Lucia Pons
May 02, 2023
If you're into digital marketing, you probably know about Customer Acquisition Cost (CAC). But did you know there are other metrics to consider when optimizing your campaigns? 😳 Let's dive in and find out what other metrics can help improve your campaigns overall!
Before we get too far into the woods, let me give you a quick intro. Digital marketing metrics are basically numbers that help you see how well your digital campaigns and marketing channels are working.
They show you how successful your marketing efforts are at motivating people to take actions that are valuable 👏.
There are different categories of marketing metrics to look at:
We chatted with some performance marketing leaders worldwide to see how they look at their marketing campaigns and what metrics they care about.
Here is a summary of the key metrics they consider a MUST for every business.🔥
CAC is a key indicator of the success of your marketing and the performance of your sales campaign. In fact, it is one of the most important metrics marketers can measure!
It refers to the amount of money a company invests in obtaining a new customer.
It is calculated by summing up the investments made in marketing and sales and dividing by the number of customers gained in the same period.
Measuring your CAC accurately is essential to determine if your investment in customer growth is generating an adequate return for your company.
CAC = Total Marketing + Sales spend / Total number of New Customers
According to Hubspot, the value of your customers should be three times the cost of acquiring them, as it should take roughly one year to recoup the cost of customer acquisition, which implies an LTV: CAC ratio of 3:1.
CPL (aka PPL) is a metric that tells us the amount invested in marketing campaigns to capture leads.
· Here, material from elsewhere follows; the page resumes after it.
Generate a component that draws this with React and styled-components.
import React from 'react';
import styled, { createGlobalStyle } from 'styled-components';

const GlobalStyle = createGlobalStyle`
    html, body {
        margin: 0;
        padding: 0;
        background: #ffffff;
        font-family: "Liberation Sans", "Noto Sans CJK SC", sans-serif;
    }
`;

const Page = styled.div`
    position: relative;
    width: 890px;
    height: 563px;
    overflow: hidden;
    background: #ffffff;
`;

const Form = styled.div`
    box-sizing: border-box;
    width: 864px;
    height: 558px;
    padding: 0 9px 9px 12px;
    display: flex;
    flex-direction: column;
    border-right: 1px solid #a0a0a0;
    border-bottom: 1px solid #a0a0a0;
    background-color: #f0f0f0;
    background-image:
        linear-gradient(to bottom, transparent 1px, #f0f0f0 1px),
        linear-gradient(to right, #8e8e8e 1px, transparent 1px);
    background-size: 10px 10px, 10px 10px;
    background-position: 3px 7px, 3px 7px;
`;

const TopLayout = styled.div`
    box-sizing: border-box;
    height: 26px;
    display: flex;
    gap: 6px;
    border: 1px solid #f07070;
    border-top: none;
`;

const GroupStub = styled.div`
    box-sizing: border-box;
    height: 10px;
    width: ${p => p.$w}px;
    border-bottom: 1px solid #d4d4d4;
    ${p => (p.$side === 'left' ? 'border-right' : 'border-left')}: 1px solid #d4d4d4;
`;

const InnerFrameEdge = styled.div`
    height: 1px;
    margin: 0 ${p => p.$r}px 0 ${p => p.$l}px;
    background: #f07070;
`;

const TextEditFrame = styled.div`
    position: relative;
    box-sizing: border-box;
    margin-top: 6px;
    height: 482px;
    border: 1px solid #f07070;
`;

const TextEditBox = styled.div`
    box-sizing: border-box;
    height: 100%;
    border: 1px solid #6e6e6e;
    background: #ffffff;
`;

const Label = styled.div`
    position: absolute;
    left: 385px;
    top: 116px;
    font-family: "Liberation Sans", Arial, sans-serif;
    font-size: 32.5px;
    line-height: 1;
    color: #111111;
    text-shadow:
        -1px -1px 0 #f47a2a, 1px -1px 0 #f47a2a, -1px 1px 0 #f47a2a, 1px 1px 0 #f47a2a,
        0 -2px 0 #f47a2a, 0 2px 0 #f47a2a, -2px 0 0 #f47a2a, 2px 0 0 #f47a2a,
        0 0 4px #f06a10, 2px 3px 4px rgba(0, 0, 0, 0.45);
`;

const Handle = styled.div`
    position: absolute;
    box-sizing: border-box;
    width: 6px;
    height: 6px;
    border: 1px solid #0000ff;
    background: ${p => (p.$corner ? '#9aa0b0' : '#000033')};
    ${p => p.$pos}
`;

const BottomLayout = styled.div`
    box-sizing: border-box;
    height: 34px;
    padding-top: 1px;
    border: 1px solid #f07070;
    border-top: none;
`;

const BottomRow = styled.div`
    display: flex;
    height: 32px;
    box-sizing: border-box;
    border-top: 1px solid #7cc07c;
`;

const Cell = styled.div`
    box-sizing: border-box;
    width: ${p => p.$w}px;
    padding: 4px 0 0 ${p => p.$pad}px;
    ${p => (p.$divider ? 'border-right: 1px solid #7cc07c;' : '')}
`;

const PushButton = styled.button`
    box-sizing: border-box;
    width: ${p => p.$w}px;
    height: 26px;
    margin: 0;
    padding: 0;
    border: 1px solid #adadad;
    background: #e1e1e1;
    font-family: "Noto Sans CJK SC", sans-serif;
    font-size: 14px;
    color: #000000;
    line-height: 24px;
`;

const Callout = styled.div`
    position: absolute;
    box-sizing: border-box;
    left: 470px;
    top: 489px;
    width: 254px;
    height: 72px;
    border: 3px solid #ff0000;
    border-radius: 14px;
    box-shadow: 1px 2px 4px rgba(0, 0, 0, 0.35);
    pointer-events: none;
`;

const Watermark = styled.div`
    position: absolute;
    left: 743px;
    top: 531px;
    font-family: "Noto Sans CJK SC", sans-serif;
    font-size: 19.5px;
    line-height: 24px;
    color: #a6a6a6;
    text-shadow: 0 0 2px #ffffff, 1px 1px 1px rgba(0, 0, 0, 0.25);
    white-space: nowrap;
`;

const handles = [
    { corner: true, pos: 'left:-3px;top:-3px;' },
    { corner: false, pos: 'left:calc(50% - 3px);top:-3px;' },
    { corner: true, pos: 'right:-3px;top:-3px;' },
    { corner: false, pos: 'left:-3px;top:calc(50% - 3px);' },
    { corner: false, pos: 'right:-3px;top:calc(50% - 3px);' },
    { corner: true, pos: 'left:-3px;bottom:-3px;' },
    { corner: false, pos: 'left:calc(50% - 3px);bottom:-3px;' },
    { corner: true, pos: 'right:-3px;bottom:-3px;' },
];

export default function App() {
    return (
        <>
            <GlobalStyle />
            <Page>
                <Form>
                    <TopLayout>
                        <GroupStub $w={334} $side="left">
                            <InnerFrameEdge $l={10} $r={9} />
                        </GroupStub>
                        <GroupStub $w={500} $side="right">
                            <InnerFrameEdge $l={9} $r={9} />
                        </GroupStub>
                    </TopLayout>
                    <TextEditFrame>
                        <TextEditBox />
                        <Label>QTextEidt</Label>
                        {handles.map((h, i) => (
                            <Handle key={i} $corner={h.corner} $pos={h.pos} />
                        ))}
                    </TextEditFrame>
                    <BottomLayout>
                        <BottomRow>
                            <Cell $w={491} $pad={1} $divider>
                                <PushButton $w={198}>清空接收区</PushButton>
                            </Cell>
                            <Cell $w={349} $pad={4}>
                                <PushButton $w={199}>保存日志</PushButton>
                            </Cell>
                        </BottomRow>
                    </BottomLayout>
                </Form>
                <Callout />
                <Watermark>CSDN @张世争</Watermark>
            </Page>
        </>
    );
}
It is used to determine the profitability of the marketing investments made to capture potential customers.
Let’s recap: in marketing, a "lead" is considered a potential customer of a product or service that we offer, in which they have shown interest and have left certain information to learn more about our product or service.
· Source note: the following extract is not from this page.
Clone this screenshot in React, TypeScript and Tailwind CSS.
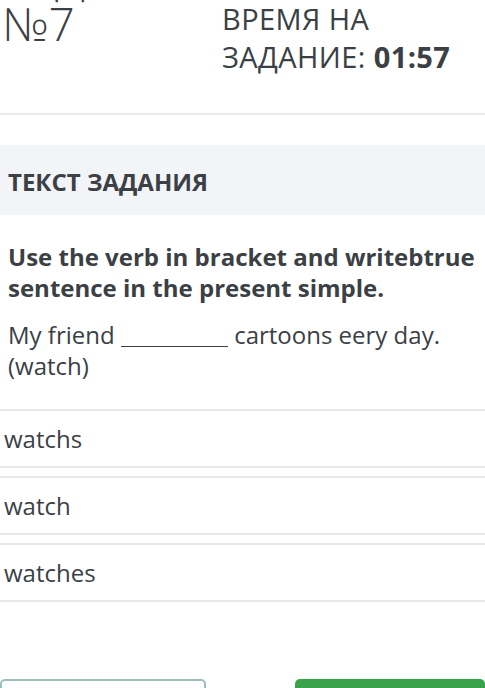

You can calculate the CPL from each channel by calculating the amount spent on each channel and dividing it by the leads generated on that channel.
CPL = Total spend in Marketing / Total number of New Leads
You should keep in mind that a lead will cost more the higher the ROI (Return On Investment), while a lower ROI means you will pay less for leads.
We cannot offer you a range of this cost, but to give some perspective, here is a table with the Projected 2023 Average Cost Per Lead By Channel.
This metric shows the relationship between the number of users who visit a website and the number of users who end up converting.
The higher your conversion rate, the more effective your content and marketing campaigns are!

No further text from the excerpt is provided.